Data coding. Coding is the process of converting data into numeric format. A codebook
should be created to guide the coding process. A codebook is a comprehensive document
containing detailed description of each variable in a research study, items or measures for that
variable, the format of each item (numeric, text, etc.), the response scale for each item (i.e.,
whether it is measured on a nominal, ordinal, interval, or ratio scale; whether such scale is a
five-point, seven-point, or some other type of scale), and how to code each value into a numeric
format. For instance, if we have a measurement item on a seven-point Likert scale with anchors
ranging from “strongly disagree” to “strongly agree”, we may code that item as 1 for strongly
disagree, 4 for neutral, and 7 for strongly agree, with the intermediate anchors in between.
Nominal data such as industry type can be coded in numeric form using a coding scheme such
as: 1 for manufacturing, 2 for retailing, 3 for financial, 4 for healthcare, and so forth (of course,
nominal data cannot be analyzed statistically). Ratio scale data such as age, income, or test
scores can be coded as entered by the respondent. Sometimes, data may need to be aggregated
into a different form than the format used for data collection. For instance, for measuring a
construct such as “benefits of computers,” if a survey provided respondents with a checklist of
120 | S o c i a l S c i e n c e R e s e a r c h
benefits that they could select from (i.e., they could choose as many of those benefits as they
wanted), then the total number of checked items can be used as an aggregate measure of
benefits. Note that many other forms of data, such as interview transcripts, cannot be
converted into a numeric format for statistical analysis. Coding is especially important for large
complex studies involving many variables and measurement items, where the coding process is
conducted by different people, to help the coding team code data in a consistent manner, and
also to help others understand and interpret the coded data.
Data entry. Coded data can be entered into a spreadsheet, database, text file, or
directly into a statistical program like SPSS. Most statistical programs provide a data editor for
entering data. However, these programs store data in their own native format (e.g., SPSS stores
data as .sav files), which makes it difficult to share that data with other statistical programs.

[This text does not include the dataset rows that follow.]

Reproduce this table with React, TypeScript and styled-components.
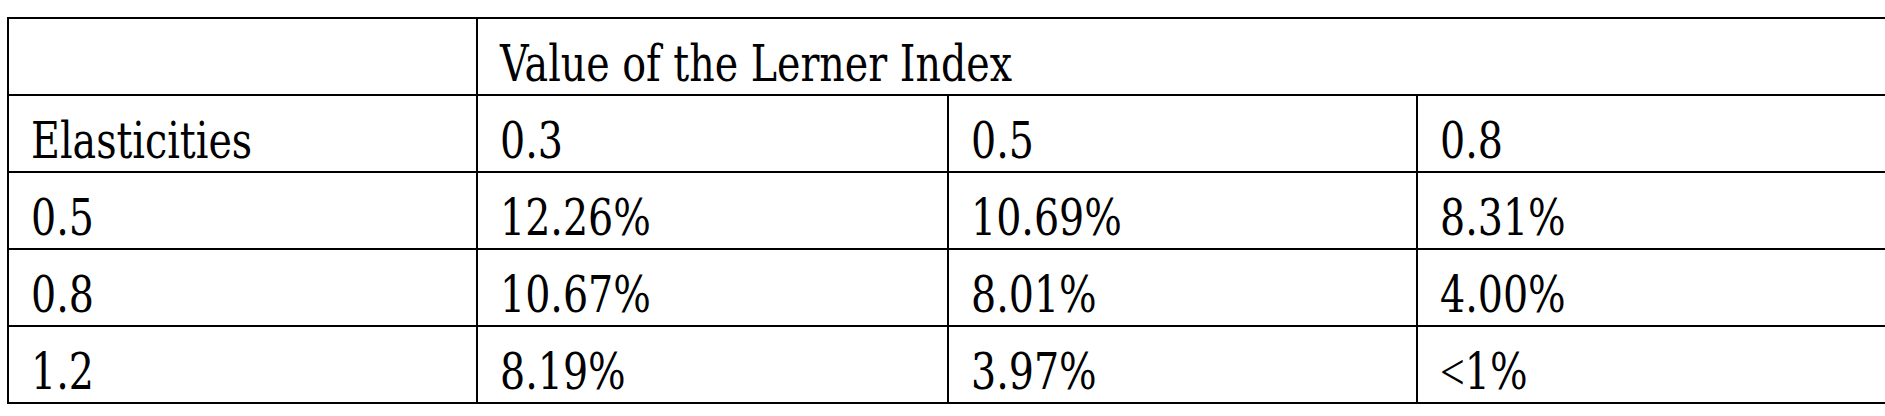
import styled, { createGlobalStyle } from "styled-components";

const GlobalStyle = createGlobalStyle`
    html, body {
        margin: 0;
        padding: 0;
        background: #ffffff;
        overflow: hidden;
    }
`;

const rows = [
    { label: "0.5", values: ["12.26%", "10.69%", "8.31%"] },
    { label: "0.8", values: ["10.67%", "8.01%", "4.00%"] },
    { label: "1.2", values: ["8.19%", "3.97%", "<1%"] },
];

const lernerValues = ["0.3", "0.5", "0.8"];

// "<" comes from a lighter face in the source document
function renderValue(v: string) {
    if (v.startsWith("<")) {
        return (
            <>
                <LessThan>&lt;</LessThan>
                {v.slice(1)}
            </>
        );
    }
    return v;
}

function App() {
    return (
        <>
            <GlobalStyle />
            <Page>
                <Table>
                    <colgroup>
                        <col style={{ width: 469 }} />
                        <col style={{ width: 471 }} />
                        <col style={{ width: 469 }} />
                        <col style={{ width: 471 }} />
                    </colgroup>
                    <tbody>
                        <Row>
                            <Cell />
                            <Cell colSpan={3}>
                                <Text>Value of the Lerner Index</Text>
                            </Cell>
                        </Row>
                        <Row>
                            <Cell>
                                <Text>Elasticities</Text>
                            </Cell>
                            {lernerValues.map((v) => (
                                <Cell key={v}>
                                    <Text>{v}</Text>
                                </Cell>
                            ))}
                        </Row>
                        {rows.map((row) => (
                            <Row key={row.label}>
                                <Cell>
                                    <Text>{row.label}</Text>
                                </Cell>
                                {row.values.map((v, i) => (
                                    <Cell key={i}>
                                        <Text>{renderValue(v)}</Text>
                                    </Cell>
                                ))}
                            </Row>
                        ))}
                    </tbody>
                </Table>
            </Page>
        </>
    );
}

export default App;

const Page = styled.div`
    width: 1885px;
    height: 416px;
    padding: 17px 0 0 7px;
    box-sizing: border-box;
`;

const Table = styled.table`
    border-collapse: collapse;
    table-layout: fixed;
    width: 1880px;
    font-family: "DejaVu Serif", "Liberation Serif", serif;
    font-stretch: condensed;
    font-size: 50px;
    color: #000000;
`;

const Row = styled.tr`
    height: 77px;
`;

const Cell = styled.td`
    border: 2px solid #000000;
    padding: 0 0 5px 22px;
    vertical-align: bottom;
    line-height: 1;
    white-space: nowrap;
`;

// the document face is narrower than the installed condensed cut
const Text = styled.span`
    display: inline-block;
    transform: scaleX(0.88);
    transform-origin: left bottom;
`;

const LessThan = styled.span`
    font-family: "Liberation Serif", serif;
    font-stretch: normal;
`;
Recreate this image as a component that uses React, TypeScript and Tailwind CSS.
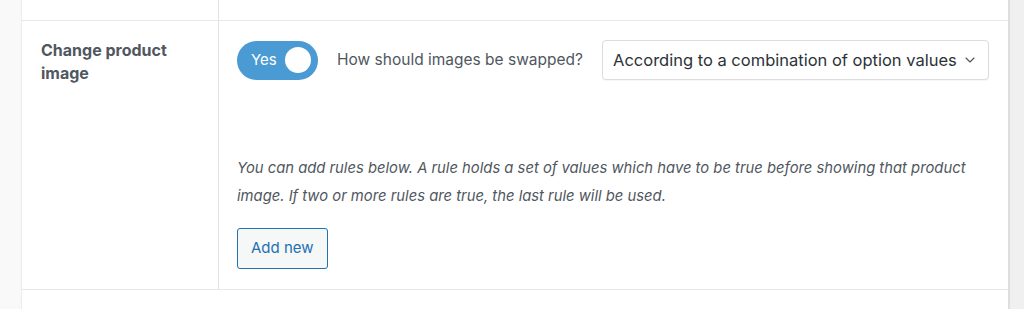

Hence, it is often better to enter data into a spreadsheet or database, where they can be
reorganized as needed, shared across programs, and subsets of data can be extracted for
analysis. Smaller data sets with less than 65,000 observations and 256 items can be stored in a
spreadsheet such as Microsoft Excel, while larger dataset with millions of observations will
require a database. Each observation can be entered as one row in the spreadsheet and each
measurement item can be represented as one column. The entered data should be frequently
checked for accuracy, via occasional spot checks on a set of items or observations, during and
after entry. Furthermore, while entering data, the coder should watch out for obvious evidence
of bad data, such as the respondent selecting the “strongly agree” response to all items
irrespective of content, including reverse-coded items. If so, such data can be entered but
should be excluded from subsequent analysis.
Missing values. Missing data is an inevitable part of any empirical data set.
Respondents may not answer certain questions if they are ambiguously worded or too
sensitive. Such problems should be detected earlier during pretests and corrected before the
main data collection process begins. During data entry, some statistical programs automatically
treat blank entries as missing values, while others require a specific numeric value such as -1 or
999 to be entered to denote a missing value. During data analysis, the default mode of handling
missing values in most software programs is to simply drop the entire observation containing
even a single missing value, in a technique called listwise deletion. Such deletion can
significantly shrink the sample size and make it extremely difficult to detect small effects.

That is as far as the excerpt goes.